Interface markup and scripts
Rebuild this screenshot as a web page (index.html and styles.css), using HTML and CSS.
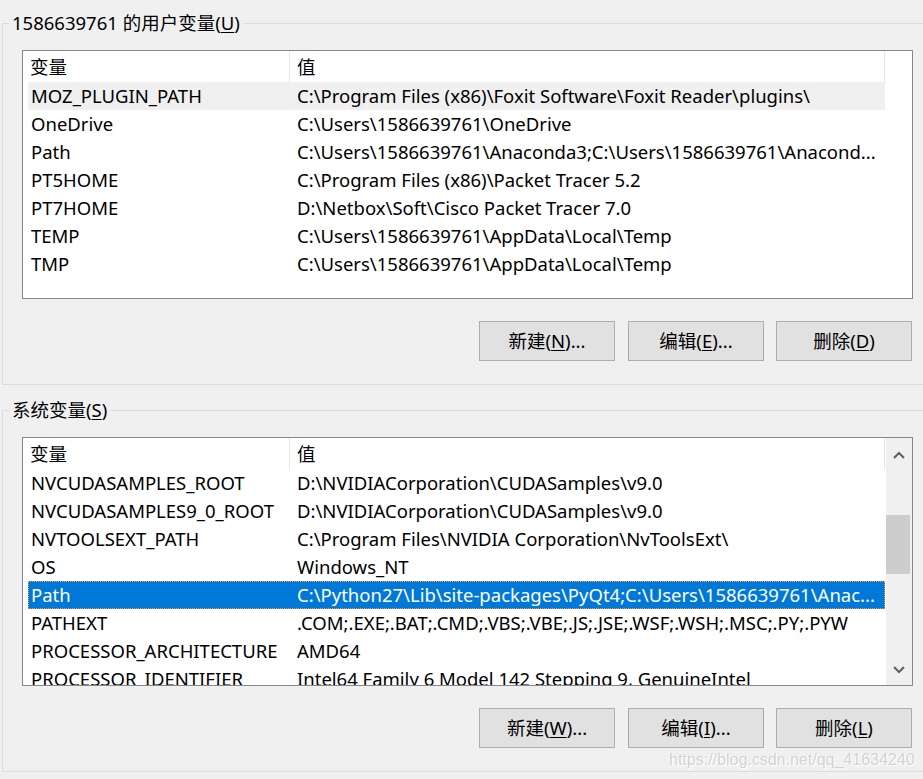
FILE: index.html
```html
<!DOCTYPE html>
<html lang="zh-CN">
<head>
<meta charset="utf-8">
<title>环境变量</title>
<link rel="stylesheet" href="styles.css">
</head>
<body>
<div class="window">
  <section class="group">
    <div class="group-title">1586639761 的用户变量(<u>U</u>)</div>
    <div class="list">
      <div class="list-main">
        <div class="list-header">
          <div class="hcell hc1">变量</div>
          <div class="hcell hc2">值</div>
        </div>
        <div class="rows">
          <div class="row row-hover"><span class="c1">MOZ_PLUGIN_PATH</span><span class="c2">C:\Program Files (x86)\Foxit Software\Foxit Reader\plugins\</span></div>
          <div class="row"><span class="c1">OneDrive</span><span class="c2">C:\Users\1586639761\OneDrive</span></div>
          <div class="row"><span class="c1">Path</span><span class="c2">C:\Users\1586639761\Anaconda3;C:\Users\1586639761\Anacond...</span></div>
          <div class="row"><span class="c1">PT5HOME</span><span class="c2">C:\Program Files (x86)\Packet Tracer 5.2</span></div>
          <div class="row"><span class="c1">PT7HOME</span><span class="c2">D:\Netbox\Soft\Cisco Packet Tracer 7.0</span></div>
          <div class="row"><span class="c1">TEMP</span><span class="c2">C:\Users\1586639761\AppData\Local\Temp</span></div>
          <div class="row"><span class="c1">TMP</span><span class="c2">C:\Users\1586639761\AppData\Local\Temp</span></div>
        </div>
      </div>
      <div class="list-side"></div>
    </div>
    <div class="buttons">
      <button class="btn btn-first">新建(<u>N</u>)...</button>
      <button class="btn btn-mid">编辑(<u>E</u>)...</button>
      <button class="btn">删除(<u>D</u>)</button>
    </div>
  </section>

  <section class="group group-system">
    <div class="group-title">系统变量(<u>S</u>)</div>
    <div class="list">
      <div class="list-main">
        <div class="list-header">
          <div class="hcell hc1">变量</div>
          <div class="hcell hc2">值</div>
        </div>
        <div class="rows">
          <div class="row"><span class="c1">NVCUDASAMPLES_ROOT</span><span class="c2">D:\NVIDIACorporation\CUDASamples\v9.0</span></div>
          <div class="row"><span class="c1">NVCUDASAMPLES9_0_ROOT</span><span class="c2">D:\NVIDIACorporation\CUDASamples\v9.0</span></div>
          <div class="row"><span class="c1">NVTOOLSEXT_PATH</span><span class="c2">C:\Program Files\NVIDIA Corporation\NvToolsExt\</span></div>
          <div class="row"><span class="c1">OS</span><span class="c2">Windows_NT</span></div>
          <div class="row row-selected"><span class="c1">Path</span><span class="c2">C:\Python27\Lib\site-packages\PyQt4;C:\Users\1586639761\Anac...</span></div>
          <div class="row"><span class="c1">PATHEXT</span><span class="c2">.COM;.EXE;.BAT;.CMD;.VBS;.VBE;.JS;.JSE;.WSF;.WSH;.MSC;.PY;.PYW</span></div>
          <div class="row"><span class="c1">PROCESSOR_ARCHITECTURE</span><span class="c2">AMD64</span></div>
          <div class="row"><span class="c1">PROCESSOR_IDENTIFIER</span><span class="c2">Intel64 Family 6 Model 142 Stepping 9, GenuineIntel</span></div>
        </div>
      </div>
      <div class="list-side scrollbar">
        <div class="sb-arrow sb-up">
          <svg width="12" height="8" viewBox="0 0 12 8"><polyline points="1,7 6,2 11,7" fill="none" stroke="#606060" stroke-width="2"/></svg>
        </div>
        <div class="sb-track"><div class="sb-thumb"></div></div>
        <div class="sb-arrow sb-down">
          <svg width="12" height="8" viewBox="0 0 12 8"><polyline points="1,1 6,6 11,1" fill="none" stroke="#606060" stroke-width="2"/></svg>
        </div>
      </div>
    </div>
    <div class="buttons">
      <button class="btn btn-first">新建(<u>W</u>)...</button>
      <button class="btn btn-mid">编辑(<u>I</u>)...</button>
      <button class="btn">删除(<u>L</u>)</button>
    </div>
  </section>

  <div class="watermark">https://blog.csdn.net/qq_41634240</div>
</div>
</body>
</html>
```

FILE: styles.css
```css
* { box-sizing: border-box; }

html, body {
  margin: 0;
  padding: 0;
  background: #f0f0f0;
}

body {
  width: 923px;
  height: 779px;
  overflow: hidden;
  font-family: "Noto Sans", "Noto Sans CJK SC", sans-serif;
  font-size: 18.5px;
  color: #000;
}

.window {
  position: relative;
  width: 923px;
  height: 779px;
  padding-top: 23px;
  overflow: hidden;
}

.group {
  margin-left: 2px;
  width: 960px;
  border: 1px solid #dcdcdc;
  padding-bottom: 23px;
}

.group-system {
  margin-top: 25px;
}

.group-title {
  width: fit-content;
  height: 24px;
  margin: -13px 0 0 6px;
  padding: 0 3px;
  line-height: 24px;
  background: #f0f0f0;
  white-space: nowrap;
}

u {
  text-decoration: underline;
  text-underline-offset: 2px;
  text-decoration-thickness: 1px;
}

/* list view */
.list {
  display: flex;
  margin: 15px 0 0 19px;
  width: 891px;
  height: 249px;
  border: 1px solid #828790;
  background: #fff;
  overflow: hidden;
}

.list-main {
  width: 863px;
  display: flex;
  flex-direction: column;
  overflow: hidden;
}

.list-side {
  width: 26px;
  flex: none;
}

.list-header {
  display: flex;
  height: 31px;
  flex: none;
}

.hcell {
  height: 31px;
  line-height: 30px;
  padding-top: 1px;
  white-space: nowrap;
}

.hc1 {
  width: 267px;
  padding-left: 7px;
  border-right: 1px solid #e5e5e5;
}

.hc2 {
  width: 595px;
  padding-left: 7px;
  border-right: 1px solid #e5e5e5;
}

.rows {
  overflow: hidden;
  flex: 1;
}

.row {
  display: flex;
  margin-left: 5px;
  width: 857px;
  height: 28px;
  line-height: 28px;
  white-space: nowrap;
}

.row .c1 {
  width: 261px;
  padding-left: 3px;
  flex: none;
  overflow: hidden;
}

.row .c2 {
  flex: 1;
  padding-left: 8px;
  overflow: hidden;
}

.row-hover {
  background: #f0f0f0;
}

.row-selected {
  background: #0078d7;
  color: #fff;
  outline: 1px dotted #f39a3c;
  outline-offset: -1px;
}

/* scrollbar */
.scrollbar {
  display: flex;
  flex-direction: column;
  background: #f0f0f0;
}

.sb-arrow {
  display: flex;
  align-items: center;
  justify-content: center;
  padding-right: 1px;
}

.sb-up { height: 33px; }
.sb-down { height: 31px; }

.sb-track {
  flex: 1;
}

.sb-thumb {
  margin-top: 44px;
  width: 24px;
  height: 59px;
  background: #cdcdcd;
}

/* buttons */
.buttons {
  display: flex;
  justify-content: flex-end;
  margin: 22px 0 0 19px;
  width: 890px;
}

.btn {
  width: 136px;
  height: 40px;
  margin: 0;
  padding: 0;
  border: 1px solid #adadad;
  background: #e1e1e1;
  font-family: "Noto Sans", "Noto Sans CJK SC", sans-serif;
  font-size: 18.5px;
  color: #000;
  line-height: 36px;
}

.btn-first { margin-right: 13px; }
.btn-mid { margin-right: 12px; }

.watermark {
  position: absolute;
  left: 669px;
  top: 752px;
  font-family: "Liberation Sans", Arial, sans-serif;
  font-size: 16px;
  line-height: 16px;
  color: #d2d2d2;
  text-shadow: 1px 1px 0 #fff, -1px 0 0 #fafafa;
  white-space: nowrap;
}
```
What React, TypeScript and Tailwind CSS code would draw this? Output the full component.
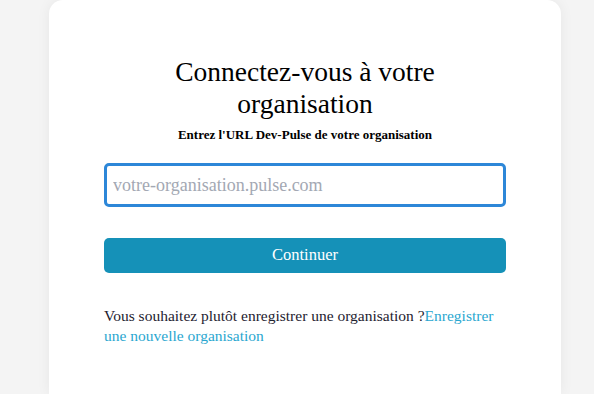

## WHAT YOU ARE ASKED TO DO
What is needed is an exact reproduction of the data, pictures excluded.

## TASK RESULT
Rebuild this screenshot as a web page (index.html and styles.css), using HTML and CSS.
FILE: index.html
```html
<!DOCTYPE html>
<html lang="zh-CN">
<head>
<meta charset="utf-8">
<title>环境变量</title>
<link rel="stylesheet" href="styles.css">
</head>
<body>
<div class="window">
  <section class="group">
    <div class="group-title">1586639761 的用户变量(<u>U</u>)</div>
    <div class="list">
      <div class="list-main">
        <div class="list-header">
          <div class="hcell hc1">变量</div>
          <div class="hcell hc2">值</div>
        </div>
        <div class="rows">
          <div class="row row-hover"><span class="c1">MOZ_PLUGIN_PATH</span><span class="c2">C:\Program Files (x86)\Foxit Software\Foxit Reader\plugins\</span></div>
          <div class="row"><span class="c1">OneDrive</span><span class="c2">C:\Users\1586639761\OneDrive</span></div>
          <div class="row"><span class="c1">Path</span><span class="c2">C:\Users\1586639761\Anaconda3;C:\Users\1586639761\Anacond...</span></div>
          <div class="row"><span class="c1">PT5HOME</span><span class="c2">C:\Program Files (x86)\Packet Tracer 5.2</span></div>
          <div class="row"><span class="c1">PT7HOME</span><span class="c2">D:\Netbox\Soft\Cisco Packet Tracer 7.0</span></div>
          <div class="row"><span class="c1">TEMP</span><span class="c2">C:\Users\1586639761\AppData\Local\Temp</span></div>
          <div class="row"><span class="c1">TMP</span><span class="c2">C:\Users\1586639761\AppData\Local\Temp</span></div>
        </div>
      </div>
      <div class="list-side"></div>
    </div>
    <div class="buttons">
      <button class="btn btn-first">新建(<u>N</u>)...</button>
      <button class="btn btn-mid">编辑(<u>E</u>)...</button>
      <button class="btn">删除(<u>D</u>)</button>
    </div>
  </section>

  <section class="group group-system">
    <div class="group-title">系统变量(<u>S</u>)</div>
    <div class="list">
      <div class="list-main">
        <div class="list-header">
          <div class="hcell hc1">变量</div>
          <div class="hcell hc2">值</div>
        </div>
        <div class="rows">
          <div class="row"><span class="c1">NVCUDASAMPLES_ROOT</span><span class="c2">D:\NVIDIACorporation\CUDASamples\v9.0</span></div>
          <div class="row"><span class="c1">NVCUDASAMPLES9_0_ROOT</span><span class="c2">D:\NVIDIACorporation\CUDASamples\v9.0</span></div>
          <div class="row"><span class="c1">NVTOOLSEXT_PATH</span><span class="c2">C:\Program Files\NVIDIA Corporation\NvToolsExt\</span></div>
          <div class="row"><span class="c1">OS</span><span class="c2">Windows_NT</span></div>
          <div class="row row-selected"><span class="c1">Path</span><span class="c2">C:\Python27\Lib\site-packages\PyQt4;C:\Users\1586639761\Anac...</span></div>
          <div class="row"><span class="c1">PATHEXT</span><span class="c2">.COM;.EXE;.BAT;.CMD;.VBS;.VBE;.JS;.JSE;.WSF;.WSH;.MSC;.PY;.PYW</span></div>
          <div class="row"><span class="c1">PROCESSOR_ARCHITECTURE</span><span class="c2">AMD64</span></div>
          <div class="row"><span class="c1">PROCESSOR_IDENTIFIER</span><span class="c2">Intel64 Family 6 Model 142 Stepping 9, GenuineIntel</span></div>
        </div>
      </div>
      <div class="list-side scrollbar">
        <div class="sb-arrow sb-up">
          <svg width="12" height="8" viewBox="0 0 12 8"><polyline points="1,7 6,2 11,7" fill="none" stroke="#606060" stroke-width="2"/></svg>
        </div>
        <div class="sb-track"><div class="sb-thumb"></div></div>
        <div class="sb-arrow sb-down">
          <svg width="12" height="8" viewBox="0 0 12 8"><polyline points="1,1 6,6 11,1" fill="none" stroke="#606060" stroke-width="2"/></svg>
        </div>
      </div>
    </div>
    <div class="buttons">
      <button class="btn btn-first">新建(<u>W</u>)...</button>
      <button class="btn btn-mid">编辑(<u>I</u>)...</button>
      <button class="btn">删除(<u>L</u>)</button>
    </div>
  </section>

  <div class="watermark">https://blog.csdn.net/qq_41634240</div>
</div>
</body>
</html>
```

FILE: styles.css
```css
* { box-sizing: border-box; }

html, body {
  margin: 0;
  padding: 0;
  background: #f0f0f0;
}

body {
  width: 923px;
  height: 779px;
  overflow: hidden;
  font-family: "Noto Sans", "Noto Sans CJK SC", sans-serif;
  font-size: 18.5px;
  color: #000;
}

.window {
  position: relative;
  width: 923px;
  height: 779px;
  padding-top: 23px;
  overflow: hidden;
}

.group {
  margin-left: 2px;
  width: 960px;
  border: 1px solid #dcdcdc;
  padding-bottom: 23px;
}

.group-system {
  margin-top: 25px;
}

.group-title {
  width: fit-content;
  height: 24px;
  margin: -13px 0 0 6px;
  padding: 0 3px;
  line-height: 24px;
  background: #f0f0f0;
  white-space: nowrap;
}

u {
  text-decoration: underline;
  text-underline-offset: 2px;
  text-decoration-thickness: 1px;
}

/* list view */
.list {
  display: flex;
  margin: 15px 0 0 19px;
  width: 891px;
  height: 249px;
  border: 1px solid #828790;
  background: #fff;
  overflow: hidden;
}

.list-main {
  width: 863px;
  display: flex;
  flex-direction: column;
  overflow: hidden;
}

.list-side {
  width: 26px;
  flex: none;
}

.list-header {
  display: flex;
  height: 31px;
  flex: none;
}

.hcell {
  height: 31px;
  line-height: 30px;
  padding-top: 1px;
  white-space: nowrap;
}

.hc1 {
  width: 267px;
  padding-left: 7px;
  border-right: 1px solid #e5e5e5;
}

.hc2 {
  width: 595px;
  padding-left: 7px;
  border-right: 1px solid #e5e5e5;
}

.rows {
  overflow: hidden;
  flex: 1;
}

.row {
  display: flex;
  margin-left: 5px;
  width: 857px;
  height: 28px;
  line-height: 28px;
  white-space: nowrap;
}

.row .c1 {
  width: 261px;
  padding-left: 3px;
  flex: none;
  overflow: hidden;
}

.row .c2 {
  flex: 1;
  padding-left: 8px;
  overflow: hidden;
}

.row-hover {
  background: #f0f0f0;
}

.row-selected {
  background: #0078d7;
  color: #fff;
  outline: 1px dotted #f39a3c;
  outline-offset: -1px;
}

/* scrollbar */
.scrollbar {
  display: flex;
  flex-direction: column;
  background: #f0f0f0;
}

.sb-arrow {
  display: flex;
  align-items: center;
  justify-content: center;
  padding-right: 1px;
}

.sb-up { height: 33px; }
.sb-down { height: 31px; }

.sb-track {
  flex: 1;
}

.sb-thumb {
  margin-top: 44px;
  width: 24px;
  height: 59px;
  background: #cdcdcd;
}

/* buttons */
.buttons {
  display: flex;
  justify-content: flex-end;
  margin: 22px 0 0 19px;
  width: 890px;
}

.btn {
  width: 136px;
  height: 40px;
  margin: 0;
  padding: 0;
  border: 1px solid #adadad;
  background: #e1e1e1;
  font-family: "Noto Sans", "Noto Sans CJK SC", sans-serif;
  font-size: 18.5px;
  color: #000;
  line-height: 36px;
}

.btn-first { margin-right: 13px; }
.btn-mid { margin-right: 12px; }

.watermark {
  position: absolute;
  left: 669px;
  top: 752px;
  font-family: "Liberation Sans", Arial, sans-serif;
  font-size: 16px;
  line-height: 16px;
  color: #d2d2d2;
  text-shadow: 1px 1px 0 #fff, -1px 0 0 #fafafa;
  white-space: nowrap;
}
```
What React, TypeScript and Tailwind CSS code would draw this? Output the full component.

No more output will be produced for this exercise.